XXXX and YYYY sell a system for writing a best-selling novel for $199. On its face, this is a pretty absurd claim. I looked up both of their names when they were first promoting the system, and they’d recently written a LitRPG book. I assume their original intention was to hold up the novel as an example of their great system, but instead the book bombed. It certainly isn’t a bestseller.
If they’re unable to write a best-selling novel themselves, how likely is their system to teach other people how to do it?
On Reddit, a user was detailing his investing and early retirement scheme to try to drive traffic to his blog. He claimed that he was earning 1% to 2% weekly from his investment strategy. People in the subreddit were eating up his story, congratulating him, and asking for more information to do the same thing themselves.
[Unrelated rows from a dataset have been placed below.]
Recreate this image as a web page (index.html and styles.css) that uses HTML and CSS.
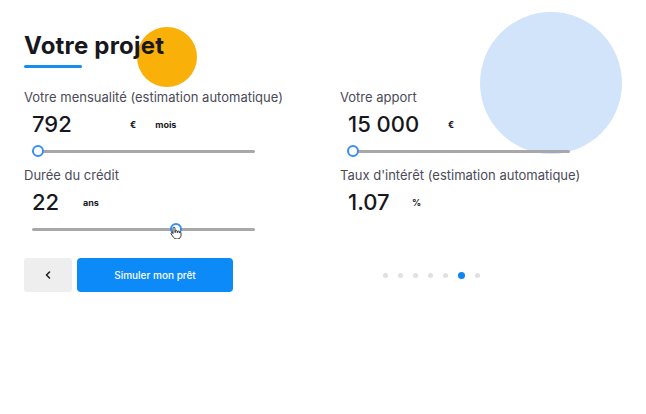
FILE: index.html
```html
<!DOCTYPE html>
<html>
<head>
	<title>Votre projet</title>
	<meta charset="utf-8">
	<link rel="stylesheet" href="styles.css">
</head>
<body>
	<div class="page">
		<div class="blob-blue"></div>

		<div class="head">
			<span class="blob-orange"></span>
			<h1 class="title">Votre projet</h1>
			<div class="underline"></div>
		</div>

		<div class="grid">
			<div class="field">
				<div class="label">Votre mensualité (estimation automatique)</div>
				<div class="value">
					<span class="num num-792">792</span>
					<span class="unit">€</span>
					<span class="unit unit-far">mois</span>
				</div>
				<div class="slider"><div class="track"></div><div class="thumb thumb-start"></div></div>
			</div>

			<div class="field">
				<div class="label">Votre apport</div>
				<div class="value">
					<span class="num num-apport">15 000</span>
					<span class="unit">€</span>
				</div>
				<div class="slider slider-right"><div class="track"></div><div class="thumb thumb-edge"></div></div>
			</div>

			<div class="field">
				<div class="label">Durée du crédit</div>
				<div class="value">
					<span class="num num-22">22</span>
					<span class="unit">ans</span>
				</div>
				<div class="slider">
					<div class="track"></div>
					<div class="thumb thumb-mid"></div>
					<svg class="hand" width="12" height="13" viewBox="0 0 12 13">
						<path d="M4 1.2c.6 0 1 .4 1 1v4.3h.3V5.3c0-.5.4-.9 1-.9s.9.4.9.9v1.3h.2V6c0-.5.4-.9.9-.9s.9.4.9.9v.8h.1c0-.5.4-.8.9-.8s.8.4.8.9v2.6c0 1.9-1.5 3.4-3.4 3.4H6.2c-1 0-1.9-.5-2.5-1.3L1.2 8.1c-.3-.4-.2-1 .2-1.3.4-.3 1-.2 1.3.2L3 7.5V2.2c0-.6.4-1 1-1z" fill="#fff" stroke="#222" stroke-width=".9"/>
					</svg>
				</div>
			</div>

			<div class="field">
				<div class="label">Taux d'intérêt (estimation automatique)</div>
				<div class="value">
					<span class="num num-taux">1.07</span>
					<span class="unit">%</span>
				</div>
			</div>
		</div>

		<div class="actions">
			<button class="btn-back">
				<svg width="10" height="10" viewBox="0 0 10 10"><path d="M6.5 2 3.5 5l3 3" fill="none" stroke="#222" stroke-width="1.6" stroke-linecap="round" stroke-linejoin="round"/></svg>
			</button>
			<button class="btn-main">Simuler mon prêt</button>
			<div class="dots">
				<span class="dot"></span>
				<span class="dot"></span>
				<span class="dot"></span>
				<span class="dot"></span>
				<span class="dot"></span>
				<span class="dot active"></span>
				<span class="dot"></span>
			</div>
		</div>
	</div>
</body>
</html>
```
FILE: styles.css
```css
body{
	margin: 0;
	background: #fff;
	font-family: Inter, "Open Sans", sans-serif;
	color: #1b1b22;
}

.page{
	position: relative;
	width: 646px;
	height: 414px;
	padding: 31px 0 0 24px;
	box-sizing: border-box;
	overflow: hidden;
}

.blob-blue{
	position: absolute;
	left: 480px;
	top: 12px;
	width: 142px;
	height: 142px;
	border-radius: 50%;
	background: #d2e4fa;
}

.head{
	position: relative;
}
.blob-orange{
	position: absolute;
	left: 113px;
	top: -4px;
	width: 60px;
	height: 60px;
	border-radius: 50%;
	background: #f9b008;
}
.title{
	position: relative;
	margin: 0;
	font-size: 24px;
	line-height: 30px;
	font-weight: 700;
	letter-spacing: 0.2px;
	color: #17171d;
}
.underline{
	position: relative;
	width: 58px;
	height: 3px;
	margin-top: 4px;
	background: #1a8cf0;
	border-radius: 2px;
}

.grid{
	position: relative;
	display: grid;
	grid-template-columns: 316px 1fr;
	row-gap: 10px;
	margin-top: 21px;
}

.label{
	font-size: 13px;
	line-height: 16px;
	color: #4b4b58;
}
.value{
	display: flex;
	align-items: center;
	height: 28px;
	margin-top: 5px;
	padding-left: 8px;
}
.num{
	font-size: 22px;
	font-weight: 500;
	color: #17171d;
}
.num-792{ width: 98px; }
.num-apport{ width: 100px; }
.num-22{ width: 51px; }
.num-taux{ width: 64px; }
.unit{
	font-size: 9px;
	font-weight: 700;
	color: #17171d;
}
.unit-far{
	margin-left: 19px;
}

.slider{
	position: relative;
	height: 12px;
	margin-top: 7px;
	margin-left: 8px;
	width: 223px;
}
.slider-right{
	margin-left: 12px;
	width: 218px;
}
.track{
	position: absolute;
	left: 0;
	right: 0;
	top: 5px;
	height: 3px;
	background: #a8a8ab;
	border-radius: 2px;
}
.thumb{
	position: absolute;
	top: 0;
	width: 8px;
	height: 8px;
	border: 2px solid #3a8ef0;
	border-radius: 50%;
	background: #fff;
}
.thumb-start{ left: 0; }
.thumb-edge{ left: -5px; }
.thumb-mid{ left: 138px; }
.hand{
	position: absolute;
	left: 138px;
	top: 3px;
}

.actions{
	position: relative;
	display: flex;
	align-items: center;
	margin-top: 23px;
}
.btn-back{
	width: 48px;
	height: 34px;
	border: 0;
	border-radius: 3px;
	background: #eeeeef;
	display: flex;
	align-items: center;
	justify-content: center;
	padding: 0;
}
.btn-main{
	width: 156px;
	height: 34px;
	margin-left: 5px;
	border: 0;
	border-radius: 4px;
	background: #0c8af7;
	color: #fff;
	font-family: Inter, "Open Sans", sans-serif;
	font-size: 10px;
	font-weight: 500;
}
.dots{
	display: flex;
	align-items: center;
	gap: 10px;
	margin-left: 150px;
}
.dot{
	width: 5px;
	height: 5px;
	border-radius: 50%;
	background: #e0e0e2;
}
.dot.active{
	width: 7px;
	height: 7px;
	background: #0c84f2;
}
```
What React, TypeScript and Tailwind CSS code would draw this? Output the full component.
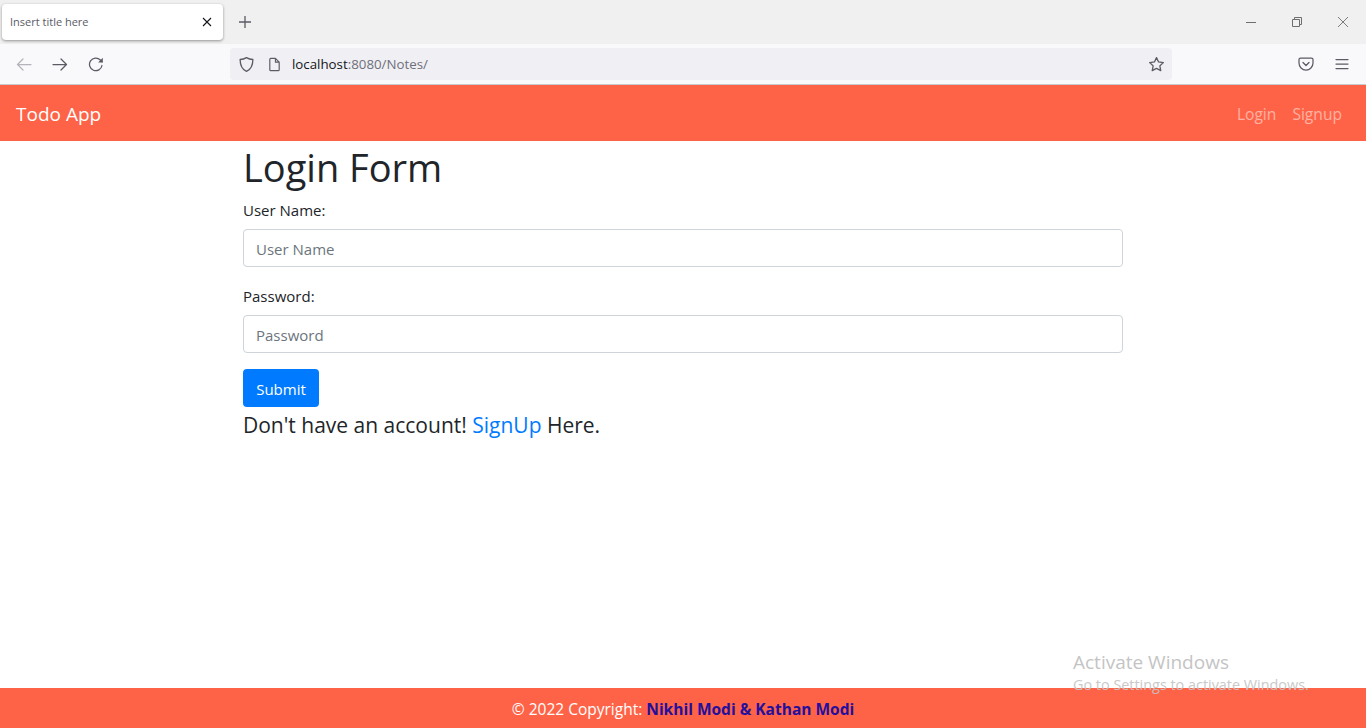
import React from 'react';

const uiFont = "[font-family:'Open_Sans','Noto_Sans',sans-serif]";

const Icon: React.FC<{ className?: string; size?: number; children: React.ReactNode }> = ({ className, size = 16, children }) => (
  <svg className={className} width={size} height={size} viewBox="0 0 16 16" fill="none" stroke="currentColor" strokeWidth={1.25} strokeLinecap="round" strokeLinejoin="round">
    {children}
  </svg>
);

const BrowserChrome: React.FC = () => (
  <div className={`shrink-0 ${uiFont}`}>
    {/* Tab strip */}
    <div className="flex h-[44px] items-center bg-[#f0f0f0] pl-[2px]">
      <div className="flex h-[36px] w-[221px] items-center justify-between rounded-[4px] bg-white pl-[8px] pr-[11px] shadow-[0_1px_3px_rgba(0,0,0,0.4)]">
        <span className="pt-px text-[11px] text-[#5b5b66]">Insert title here</span>
        <svg width="10" height="10" viewBox="0 0 10 10" stroke="#15141a" strokeWidth="1.1"><path d="M1 1l8 8M9 1l-8 8" /></svg>
      </div>
      <div className="flex w-[44px] justify-center text-[#5b5b66]">
        <svg width="14" height="14" viewBox="0 0 14 14" stroke="currentColor" strokeWidth="1.3"><path d="M7 1v12M1 7h12" /></svg>
      </div>
      <div className="ml-auto flex text-[#6e6e6e]">
        <div className="flex h-[44px] w-[46px] items-center justify-center">
          <svg width="10" height="10" viewBox="0 0 10 10" stroke="currentColor"><path d="M0 5.5h10" /></svg>
        </div>
        <div className="flex h-[44px] w-[46px] items-center justify-center">
          <svg width="10" height="10" viewBox="0 0 10 10" fill="none" stroke="currentColor"><path d="M.5 2.5h7v7h-7zM2.500 2.500v-2h7v7h-2" /></svg>
        </div>
        <div className="flex h-[44px] w-[46px] items-center justify-center">
          <svg width="10" height="10" viewBox="0 0 10 10" stroke="currentColor" strokeWidth="0.9"><path d="M0 0l10 10M10 0L0 10" /></svg>
        </div>
      </div>
    </div>

    {/* Toolbar */}
    <div className="flex h-[41px] items-center border-b border-[#c8cad0] bg-[#f9f9fb] px-[6px] text-[#5b5b66]">
      <div className="flex h-[36px] w-[36px] items-center justify-center text-[#b4b4ba]">
        <Icon><path d="M15 8.500H1.500M7 3L1.500 8.500 7 14" /></Icon>
      </div>
      <div className="flex h-[36px] w-[36px] items-center justify-center">
        <Icon><path d="M1 8.500h13.500M9 3l5.500 5.500L9 14" /></Icon>
      </div>
      <div className="flex h-[36px] w-[36px] items-center justify-center">
        <Icon><path d="M14 9.500A6.300 6.300 0 1 1 12.300 4L14 5.800" /><path d="M14.800 1.800v4.700h-4.700" fill="currentColor" stroke="none" /></Icon>
      </div>
      <div className="ml-[116px] flex h-[32px] w-[942px] items-center rounded-[4px] bg-[#f0f0f4]">
        <div className="flex w-[32px] justify-center">
          <Icon size={17}><path d="M8 1.500c2 1.200 4 1.700 6 1.800 0 5-1.500 9.200-6 11.200C3.500 12.500 2 8.300 2 3.300c2-.1 4-.6 6-1.800z" /></Icon>
        </div>
        <div className="flex w-[24px] justify-center">
          <Icon size={15}><path d="M3 2.500a1 1 0 0 1 1-1h5l4 4v8a1 1 0 0 1-1 1H4a1 1 0 0 1-1-1zM9 1.500v4h4" /></Icon>
        </div>
        <span className="ml-[6px] pt-[2px] text-[13.3px] text-[#15141a]">
          localhost<span className="text-[#6f6f7a]">:8080/Notes/</span>
        </span>
        <div className="ml-auto flex w-[32px] justify-center">
          <Icon size={17}><path d="M8 1.500l1.950 4.100 4.500.6-3.300 3.100.85 4.500L8 11.600l-4 2.200.85-4.500L1.550 6.200l4.500-.6z" /></Icon>
        </div>
      </div>
      <div className="ml-auto flex h-[36px] w-[36px] items-center justify-center">
        <Icon><path d="M2.500 2h11A1.500 1.500 0 0 1 15 3.500V7a7 7 0 0 1-14 0V3.500A1.500 1.500 0 0 1 2.500 2z" /><path d="M5 6.500L8 9.500l3-3" /></Icon>
      </div>
      <div className="flex h-[36px] w-[36px] items-center justify-center">
        <Icon><path d="M2 3.500h12M2 8h12M2 12.500h12" /></Icon>
      </div>
    </div>
  </div>
);

const Field: React.FC<{ label: string; type: string }> = ({ label, type }) => (
  <div className="mb-4">
    <label className="mb-2 block h-6 text-[15px] leading-[26px] text-[#212529]">{label}:</label>
    <input
      type={type}
      placeholder={label}
      className="block h-[38px] w-full rounded-[4px] border border-[#ced4da] bg-white px-3 pt-px text-[15px] text-[#495057] outline-none placeholder:text-[#6c757d]"
    />
  </div>
);

export default function App() {
  return (
    <div className={`relative flex h-[728px] flex-col overflow-hidden bg-white text-[#212529] ${uiFont}`}>
      <BrowserChrome />

      {/* Navbar */}
      <nav className="flex h-[56px] shrink-0 items-center justify-between bg-[#ff6347] px-4 pt-[3px]">
        <a className="text-[19px] text-white">Todo App</a>
        <div className="flex">
          <a className="px-2 text-[15.6px] text-white/50">Login</a>
          <a className="px-2 text-[15.6px] text-white/50">Signup</a>
        </div>
      </nav>

      {/* Form */}
      <main className="mx-auto w-[880px] flex-1">
        <h1 className="mb-2 h-12 text-[38px] leading-[53px]">Login Form</h1>
        <Field label="User Name" type="text" />
        <Field label="Password" type="password" />
        <button className="h-[38px] w-[76px] rounded-[4px] bg-[#007bff] pt-[2px] text-[15px] text-white">Submit</button>
        <h5 className="text-[21px] leading-[37px]">
          Don't have an account! <a className="text-[#007bff]">SignUp</a> Here.
        </h5>
      </main>

      {/* Footer */}
      <footer className="flex h-[40px] shrink-0 items-center justify-center bg-[#ff6347] pt-[3px] text-[15.5px] text-white">
        <span>
          © 2022 Copyright: <a className="font-bold text-[#23109c]">Nikhil Modi &amp; Kathan Modi</a>
        </span>
      </footer>

      {/* Windows watermark */}
      <div className="pointer-events-none absolute left-[1073px] top-[649px] text-[#c4c4c4]">
        <div className="text-[19px] leading-[27px]">Activate Windows</div>
        <div className="text-[14.4px] leading-[17px] opacity-90">Go to Settings to activate Windows.</div>
      </div>
    </div>
  );
}
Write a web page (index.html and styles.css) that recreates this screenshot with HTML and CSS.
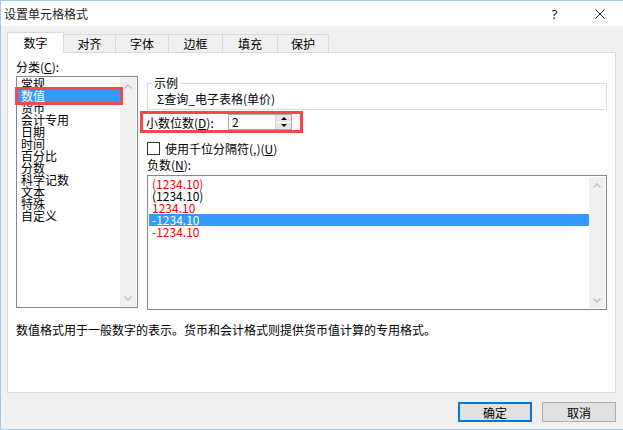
FILE: index.html
```html
<!DOCTYPE html>
<html lang="zh-CN">
<head>
  <meta charset="UTF-8">
  <title>设置单元格格式</title>
  <link rel="stylesheet" href="styles.css">
</head>
<body>
  <div class="window">
    <div class="titlebar">
      <span class="title">设置单元格格式</span>
      <span class="cap-btn help">?</span>
      <span class="cap-btn close">
        <svg width="10" height="10" viewBox="0 0 10 10"><path d="M0.5 0.5 L9.5 9.5 M9.5 0.5 L0.5 9.5" stroke="#222" stroke-width="1" fill="none"/></svg>
      </span>
    </div>

    <div class="content">
      <div class="tabs">
        <div class="tab active">数字</div>
        <div class="tab w53">对齐</div>
        <div class="tab w54">字体</div>
        <div class="tab w55">边框</div>
        <div class="tab w56">填充</div>
        <div class="tab w52">保护</div>
      </div>

      <div class="panel">
        <div class="cols">
          <div class="left">
            <div class="label">分类(<u>C</u>):</div>
            <div class="listbox cat-list">
              <div class="items">
                <div class="item">常规</div>
                <div class="item selected marked">数值</div>
                <div class="item">货币</div>
                <div class="item">会计专用</div>
                <div class="item">日期</div>
                <div class="item">时间</div>
                <div class="item">百分比</div>
                <div class="item">分数</div>
                <div class="item">科学记数</div>
                <div class="item">文本</div>
                <div class="item">特殊</div>
                <div class="item">自定义</div>
              </div>
              <div class="vscroll">
                <svg width="8" height="5" viewBox="0 0 8 5"><path d="M0.5 4.5 L4 1 L7.5 4.5" stroke="#c4c4c4" stroke-width="1.6" fill="none"/></svg>
                <svg width="8" height="5" viewBox="0 0 8 5"><path d="M0.5 0.5 L4 4 L7.5 0.5" stroke="#c4c4c4" stroke-width="1.6" fill="none"/></svg>
              </div>
            </div>
          </div>

          <div class="right">
            <fieldset class="sample">
              <legend>示例</legend>
              <div class="sample-text">Σ查询_电子表格(单价)</div>
            </fieldset>

            <div class="decimals">
              <span class="dec-label">小数位数(<u>D</u>):</span>
              <div class="spinner">
                <span class="spin-value">2</span>
                <div class="spin-btns">
                  <span class="spin-up"></span>
                  <span class="spin-down"></span>
                </div>
              </div>
            </div>

            <div class="check-row">
              <span class="checkbox"></span>
              <span>使用千位分隔符(,)(<u>U</u>)</span>
            </div>

            <div class="label neg-label">负数(<u>N</u>):</div>
            <div class="listbox neg-list">
              <div class="items">
                <div class="item red">(1234.10)</div>
                <div class="item">(1234.10)</div>
                <div class="item red">1234.10</div>
                <div class="item selected">-1234.10</div>
                <div class="item red">-1234.10</div>
              </div>
              <div class="vscroll">
                <svg width="8" height="5" viewBox="0 0 8 5"><path d="M0.5 4.5 L4 1 L7.5 4.5" stroke="#c4c4c4" stroke-width="1.6" fill="none"/></svg>
                <svg width="8" height="5" viewBox="0 0 8 5"><path d="M0.5 0.5 L4 4 L7.5 0.5" stroke="#c4c4c4" stroke-width="1.6" fill="none"/></svg>
              </div>
            </div>
          </div>
        </div>

        <p class="desc">数值格式用于一般数字的表示。货币和会计格式则提供货币值计算的专用格式。</p>
      </div>

      <div class="buttons">
        <button class="btn default">确定</button>
        <button class="btn">取消</button>
      </div>
    </div>
  </div>
</body>
</html>
```

FILE: styles.css
```css
body { margin: 0; background: #f0f0f0; font-family: "Noto Sans CJK SC", "Noto Sans", sans-serif; font-size: 12px; color: #000; overflow: hidden; }
.window { width: 623px; height: 430px; box-sizing: border-box; border: 1px solid #a6c9ec; border-right: 0; display: flex; flex-direction: column; }

.titlebar { height: 25px; background: #fff; display: flex; align-items: center; padding-left: 3px; }
.title { font-size: 12px; color: #222; flex: 1; }
.cap-btn { height: 25px; display: flex; align-items: center; justify-content: center; }
.help { width: 45px; font-family: "Noto Sans", sans-serif; font-size: 13px; color: #222; }
.close { width: 46px; }

.content { flex: 1; padding: 6px 7px 0 6px; }

.tabs { display: flex; align-items: flex-end; height: 20px; position: relative; z-index: 1; }
.tab { box-sizing: border-box; height: 18px; width: 54px; border: 1px solid #d9d9d9; border-bottom: 0; margin-left: -1px; background: #f0f0f0; text-align: center; line-height: 17px; }
.tab.active { width: 57px; height: 21px; margin-left: 0; margin-bottom: -1px; background: #fff; line-height: 20px; }
.tab.w52 { width: 52px; }
.tab.w53 { width: 53px; }
.tab.w54 { width: 54px; }
.tab.w55 { width: 55px; }
.tab.w56 { width: 56px; }

.panel { box-sizing: border-box; width: 609px; height: 341px; background: #fff; border: 1px solid #d9d9d9; padding: 7px 7px 0 8px; }
.cols { display: grid; grid-template-columns: 122px 460px; column-gap: 9px; }

.label { line-height: 14px; height: 14px; }
.label u, .dec-label u, .check-row u { text-decoration-thickness: 1px; text-underline-offset: 1px; }

.listbox { box-sizing: border-box; border: 1px solid #828790; background: #fff; display: flex; padding: 1px; }
.items { flex: 1; }
.item { line-height: 12px; height: 12px; padding-left: 3px; white-space: nowrap; }
.item.selected { background: #3399ff; color: #fff; }
.item.red { color: #ff0000; }
.vscroll { width: 16px; background: #f0f0f0; display: flex; flex-direction: column; justify-content: space-between; align-items: center; padding: 6px 0 5px; box-sizing: border-box; }

.cat-list { margin-top: 2px; height: 232px; }
.cat-list .items { padding-top: 0; }
.cat-list .item { padding-left: 3px; }
.item.marked { outline: 3px solid #f24a4a; outline-offset: 0; position: relative; }

.right { margin-top: 16px; }
.sample { margin: 0; padding: 0 9px 3px; border: 1px solid #dcdcdc; min-width: 0; }
.sample legend { padding: 0 2px; margin-left: -5px; line-height: 14px; }
.sample-text { line-height: 14px; padding-top: 2px; }

.decimals { box-sizing: border-box; width: 163px; height: 22px; margin: 1px 0 0 -7px; border: 3px solid #f24a4a; display: flex; align-items: center; padding-left: 3px; }
.dec-label { width: 82px; }
.spinner { box-sizing: border-box; width: 64px; height: 16px; border: 1px solid #a9abb2; display: flex; background: #fff; }
.spin-value { flex: 1; padding-left: 3px; line-height: 14px; }
.spin-btns { width: 15px; display: flex; flex-direction: column; border-left: 1px solid #d4d4d4; }
.spin-up, .spin-down { flex: 1; background: #e6e6e6; display: flex; align-items: center; justify-content: center; }
.spin-up { border-bottom: 1px solid #fff; }
.spin-up::before { content: ""; border-left: 3px solid transparent; border-right: 3px solid transparent; border-bottom: 3px solid #000; }
.spin-down::before { content: ""; border-left: 3px solid transparent; border-right: 3px solid transparent; border-top: 3px solid #000; }

.check-row { display: flex; align-items: center; height: 16px; margin-top: 7px; }
.checkbox { box-sizing: border-box; width: 13px; height: 13px; border: 1px solid #333; background: #fff; margin-right: 5px; }

.neg-label { margin-top: 2px; }
.neg-list { margin-top: 3px; height: 135px; }
.neg-list .items { padding-top: 1px; }

.desc { margin: 12px 0 0; line-height: 16px; }

.buttons { display: flex; justify-content: flex-end; gap: 10px; margin-top: 9px; }
.btn { box-sizing: border-box; width: 74px; height: 20px; padding: 0; font: inherit; color: #000; background: #e1e1e1; border: 1px solid #adadad; line-height: 17px; }
.btn.default { border: 2px solid #0078d7; line-height: 15px; }
```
A 1% weekly return, compounded, would give a 68% annual return, which is three times the average annual return Warren Buffett has made. Buffett is considered by many to be the greatest investor of all time. Someone claiming to be able to consistently get these kinds of returns is lying at an absurd level.
Defamation
In my second example, I don’t name the authors or their book. I don’t even identify the Reddit user in the third example. When I first wrote this article, I named and shamed, then discussed with my wife the consequences of doing so. The likelihood of a scoundrel who is willing to commit fraud to also file a frivolous lawsuit seemed higher than the value of denouncing them in a blog post.
This, in a nutshell, is at the heart of why people tread so softly around liars giving bad advice.
Anyone engaging with advice on the internet should be deeply cautious, validate claims, and be suspicious. People have learned that “get rich quick” is a red flag, but they’ll excitedly accept “become wealthy fast”.